Question

Sketching the Graph of a sine or cosine Function, sketch the graph of the function. (Include two full periods.)\n$$y = \\cos 2\\pi x$$

Answer

**step1 Identify the Amplitude of the Function**

The amplitude of a cosine function of the form $$y = A \cos(Bx - C) + D$$ is given by the absolute value of A. It represents the maximum displacement from the equilibrium position. For the given function, we identify the value of A.

$$A = 1$$

So, the amplitude is 1.

**step2 Determine the Period of the Function**

The period of a cosine function of the form $$y = A \cos(Bx - C) + D$$ is given by the formula $$\frac{2\pi}{|B|}$$. The period is the length of one complete cycle of the function. For the given function, we identify the value of B.

$$B = 2\pi$$

Now we can calculate the period:

$$\text{Period} = \frac{2\pi}{2\pi} = 1$$

**step3 Identify Phase Shift and Vertical Shift**

The phase shift is determined by the term $$-C/B$$. If C is 0, there is no phase shift. The vertical shift is determined by D. If D is 0, there is no vertical shift.

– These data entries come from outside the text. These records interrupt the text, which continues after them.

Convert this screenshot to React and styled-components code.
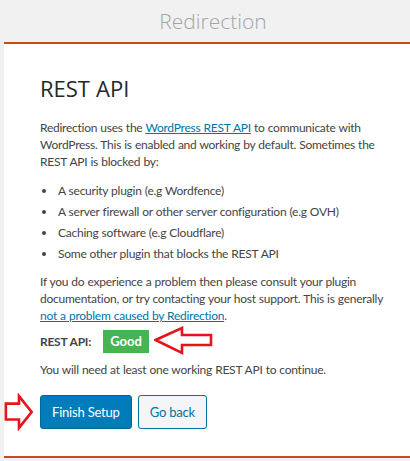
import React from "react";
import styled, { createGlobalStyle } from "styled-components";

const GlobalStyle = createGlobalStyle`
  body {
    margin: 0;
    background: #f1f1f1;
    font-family: Lato, "Open Sans", sans-serif;
    color: #444;
  }
`;

const Page = styled.div`
  padding-left: 4px;
  height: 461px;
  overflow: hidden;
`;

const Header = styled.div`
  height: 42px;
  display: flex;
  align-items: center;
  justify-content: center;
  padding-left: 12px;
  font-family: "Open Sans", sans-serif;
  font-size: 21px;
  font-weight: 300;
  color: #a0a5aa;
`;

const Panel = styled.div`
  background: #fff;
  border-top: 2px solid #c9491b;
  border-bottom: 2px solid #c9491b;
  height: 416px;
  padding: 30px 18px 0 36px;
  box-sizing: border-box;
  font-size: 12px;
  letter-spacing: -0.25px;
  word-spacing: 0.3px;
`;

const Title = styled.h1`
  margin: 0 0 15px;
  font-family: "Open Sans", sans-serif;
  font-size: 22px;
  font-weight: 400;
  letter-spacing: 0;
  color: #23282d;
  line-height: 1.35;
`;

const Text = styled.p`
  margin: 0 0 ${(p) => p.$gap || 10}px;
  line-height: 17px;
`;

const Link = styled.a`
  color: #0073aa;
  text-decoration: underline;
`;

const List = styled.ul`
  margin: 0 0 9px;
  padding-left: 17px;
  line-height: 21px;
  li {
    padding-left: 1px;
  }
`;

const StatusRow = styled.div`
  display: flex;
  align-items: center;
  height: 27px;
  margin-bottom: 6px;
`;

const Label = styled.span`
  font-weight: 700;
  color: #444;
  width: 63px;
`;

const Badge = styled.span`
  background: #46b450;
  color: #fff;
  font-weight: 700;
  font-size: 13px;
  letter-spacing: 0;
  width: 46px;
  height: 23px;
  display: flex;
  align-items: center;
  justify-content: center;
`;

const Pointer = styled.svg`
  display: block;
  flex: none;
`;

const Actions = styled.div`
  display: flex;
  align-items: center;
  gap: 6px;
  margin-top: 15px;
  margin-left: -36px;
`;

const Button = styled.button`
  height: 34px;
  padding: 0 11px;
  border-radius: 3px;
  font-family: inherit;
  font-size: 13px;
  letter-spacing: -0.2px;
  border: 1px solid ${(p) => (p.$primary ? "#006799" : "#0071a1")};
  background: ${(p) => (p.$primary ? "#007cba" : "#f3f5f6")};
  color: ${(p) => (p.$primary ? "#fff" : "#0071a1")};
  cursor: pointer;
`;

const LeftArrow = () => (
  <Pointer width="60" height="30" viewBox="0 0 60 30" style={{ marginLeft: 5 }}>
    <path
      d="M1.5 14 L28 2 L28 9 L57 9 L57 19 L28 19 L28 27 Z"
      fill="#fff"
      stroke="#e8141b"
      strokeWidth="2.6"
      strokeLinejoin="miter"
    />
  </Pointer>
);

const RightArrow = () => (
  <Pointer width="30" height="38" viewBox="0 0 32 38">
    <path
      d="M2 10 L16 10 L16 2 L29.5 19 L16 36 L16 27 L2 27 Z"
      fill="#fff"
      stroke="#e8141b"
      strokeWidth="2.8"
    />
  </Pointer>
);

export default function App() {
  return (
    <>
      <GlobalStyle />
      <Page>
        <Header>Redirection</Header>
        <Panel>
          <Title>REST API</Title>
          <Text $gap={10}>
            Redirection uses the <Link href="#">WordPress REST API</Link> to
            communicate with WordPress. This is enabled and working by default.
            Sometimes the REST API is blocked by:
          </Text>
          <List>
            <li>A security plugin (e.g Wordfence)</li>
            <li>A server firewall or other server configuration (e.g OVH)</li>
            <li>Caching software (e.g Cloudflare)</li>
            <li>Some other plugin that blocks the REST API</li>
          </List>
          <Text $gap={4}>
            If you do experience a problem then please consult your plugin
            documentation, or try contacting your host support. This is
            generally <Link href="#">not a problem caused by Redirection</Link>.
          </Text>
          <StatusRow>
            <Label>REST API:</Label>
            <Badge>Good</Badge>
            <LeftArrow />
          </StatusRow>
          <Text>You will need at least one working REST API to continue.</Text>
          <Actions>
            <RightArrow />
            <Button $primary>Finish Setup</Button>
            <Button>Go back</Button>
          </Actions>
        </Panel>
      </Page>
    </>
  );
}
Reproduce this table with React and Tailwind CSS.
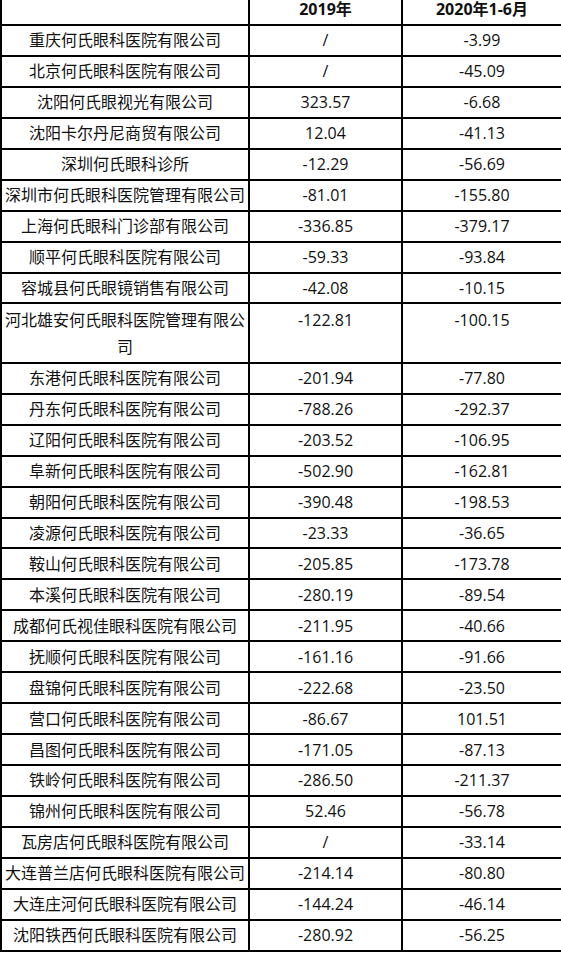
import React from "react";

const rows = [
  ["重庆何氏眼科医院有限公司", "/", "-3.99"],
  ["北京何氏眼科医院有限公司", "/", "-45.09"],
  ["沈阳何氏眼视光有限公司", "323.57", "-6.68"],
  ["沈阳卡尔丹尼商贸有限公司", "12.04", "-41.13"],
  ["深圳何氏眼科诊所", "-12.29", "-56.69"],
  ["深圳市何氏眼科医院管理有限公司", "-81.01", "-155.80"],
  ["上海何氏眼科门诊部有限公司", "-336.85", "-379.17"],
  ["顺平何氏眼科医院有限公司", "-59.33", "-93.84"],
  ["容城县何氏眼镜销售有限公司", "-42.08", "-10.15"],
  ["河北雄安何氏眼科医院管理有限公司", "-122.81", "-100.15", true],
  ["东港何氏眼科医院有限公司", "-201.94", "-77.80"],
  ["丹东何氏眼科医院有限公司", "-788.26", "-292.37"],
  ["辽阳何氏眼科医院有限公司", "-203.52", "-106.95"],
  ["阜新何氏眼科医院有限公司", "-502.90", "-162.81"],
  ["朝阳何氏眼科医院有限公司", "-390.48", "-198.53"],
  ["凌源何氏眼科医院有限公司", "-23.33", "-36.65"],
  ["鞍山何氏眼科医院有限公司", "-205.85", "-173.78"],
  ["本溪何氏眼科医院有限公司", "-280.19", "-89.54"],
  ["成都何氏视佳眼科医院有限公司", "-211.95", "-40.66"],
  ["抚顺何氏眼科医院有限公司", "-161.16", "-91.66"],
  ["盘锦何氏眼科医院有限公司", "-222.68", "-23.50"],
  ["营口何氏眼科医院有限公司", "-86.67", "101.51"],
  ["昌图何氏眼科医院有限公司", "-171.05", "-87.13"],
  ["铁岭何氏眼科医院有限公司", "-286.50", "-211.37"],
  ["锦州何氏眼科医院有限公司", "52.46", "-56.78"],
  ["瓦房店何氏眼科医院有限公司", "/", "-33.14"],
  ["大连普兰店何氏眼科医院有限公司", "-214.14", "-80.80"],
  ["大连庄河何氏眼科医院有限公司", "-144.24", "-46.14"],
  ["沈阳铁西何氏眼科医院有限公司", "-280.92", "-56.25"],
];

function Row({ name, a, b, tall }) {
  if (tall) {
    return (
      <>
        <div className="bg-white h-[57.4px] px-[3px] pt-[3px] text-center leading-[26.7px]">{name}</div>
        <div className="bg-white h-[57.4px] pt-[2px] text-center leading-[29px]">{a}</div>
        <div className="bg-white h-[57.4px] pt-[2px] text-center leading-[29px]">{b}</div>
      </>
    );
  }
  return (
    <>
      <div className="bg-white h-[28.95px] flex items-center justify-center whitespace-nowrap">{name}</div>
      <div className="bg-white h-[28.95px] flex items-center justify-center">{a}</div>
      <div className="bg-white h-[28.95px] flex items-center justify-center">{b}</div>
    </>
  );
}

export default function App() {
  return (
    <div className="w-[561px] h-[954px] bg-white overflow-hidden font-['Open_Sans','Noto_Sans_CJK_SC',sans-serif] text-[16px] text-[#111]">
      <div className="grid grid-cols-[246px_151px_158px] gap-[2px] bg-black pl-[2px] pb-[2px]">
        <div className="bg-white h-[24px]"></div>
        <div className="bg-white h-[24px] text-center font-bold leading-[19px]">2019年</div>
        <div className="bg-white h-[24px] text-center font-bold leading-[19px]">2020年1-6月</div>
        {rows.map(([n, a, b, t]) => (
          <Row key={n} name={n} a={a} b={b} tall={t} />
        ))}
      </div>
    </div>
  );
}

$$\text{Phase Shift} = 0$$

$$\text{Vertical Shift} = 0$$

This means the graph starts its cycle at $$x=0$$ and is centered on the x-axis.

**step4 Calculate Key Points for One Period**

Since there is no phase shift, a standard cosine graph starts at its maximum value. We divide the period into four equal intervals to find the x-coordinates for the maximum, zeros, and minimum points. The period is 1, so each interval length is $$\frac{1}{4}$$.

The key points for one period starting from $$x=0$$ are:

1. At $$x = 0$$ (start of period): The function is at its maximum (Amplitude = 1).

$$y = \cos(2\pi \cdot 0) = \cos(0) = 1$$

2. At $$x = 0 + \frac{1}{4} = \frac{1}{4}$$: The function is at zero.

$$y = \cos(2\pi \cdot \frac{1}{4}) = \cos(\frac{\pi}{2}) = 0$$

3. At $$x = 0 + \frac{1}{2} = \frac{1}{2}$$: The function is at its minimum (-Amplitude = -1).

$$y = \cos(2\pi \cdot \frac{1}{2}) = \cos(\pi) = -1$$

4. At $$x = 0 + \frac{3}{4} = \frac{3}{4}$$: The function is at zero.

$$y = \cos(2\pi \cdot \frac{3}{4}) = \cos(\frac{3\pi}{2}) = 0$$

5. At $$x = 0 + 1 = 1$$ (end of period): The function is back at its maximum (Amplitude = 1).

$$y = \cos(2\pi \cdot 1) = \cos(2\pi) = 1$$

**step5 Extend to Two Full Periods and Describe the Graph**

To sketch two full periods, we repeat the pattern of key points over the next period. Since the first period ends at $$x=1$$ and the period length is 1, the second period will extend from $$x=1$$ to $$x=2$$.

Key points for the second period (from $$x=1$$ to $$x=2$$):

1. At $$x = 1$$: $$y = 1$$ (Maximum)

2. At $$x = 1 + \frac{1}{4} = \frac{5}{4}$$: $$y = 0$$

3. At $$x = 1 + \frac{1}{2} = \frac{3}{2}$$: $$y = -1$$ (Minimum)

4. At $$x = 1 + \frac{3}{4} = \frac{7}{4}$$: $$y = 0$$

5. At $$x = 1 + 1 = 2$$: $$y = 1$$ (Maximum)

The graph will oscillate between $$y = 1$$ and $$y = -1$$. It starts at a maximum at $$x=0$$, crosses the x-axis at $$x=\frac{1}{4}$$, reaches a minimum at $$x=\frac{1}{2}$$, crosses the x-axis again at $$x=\frac{3}{4}$$, and returns to a maximum at $$x=1$$. This cycle then repeats from $$x=1$$ to $$x=2$$.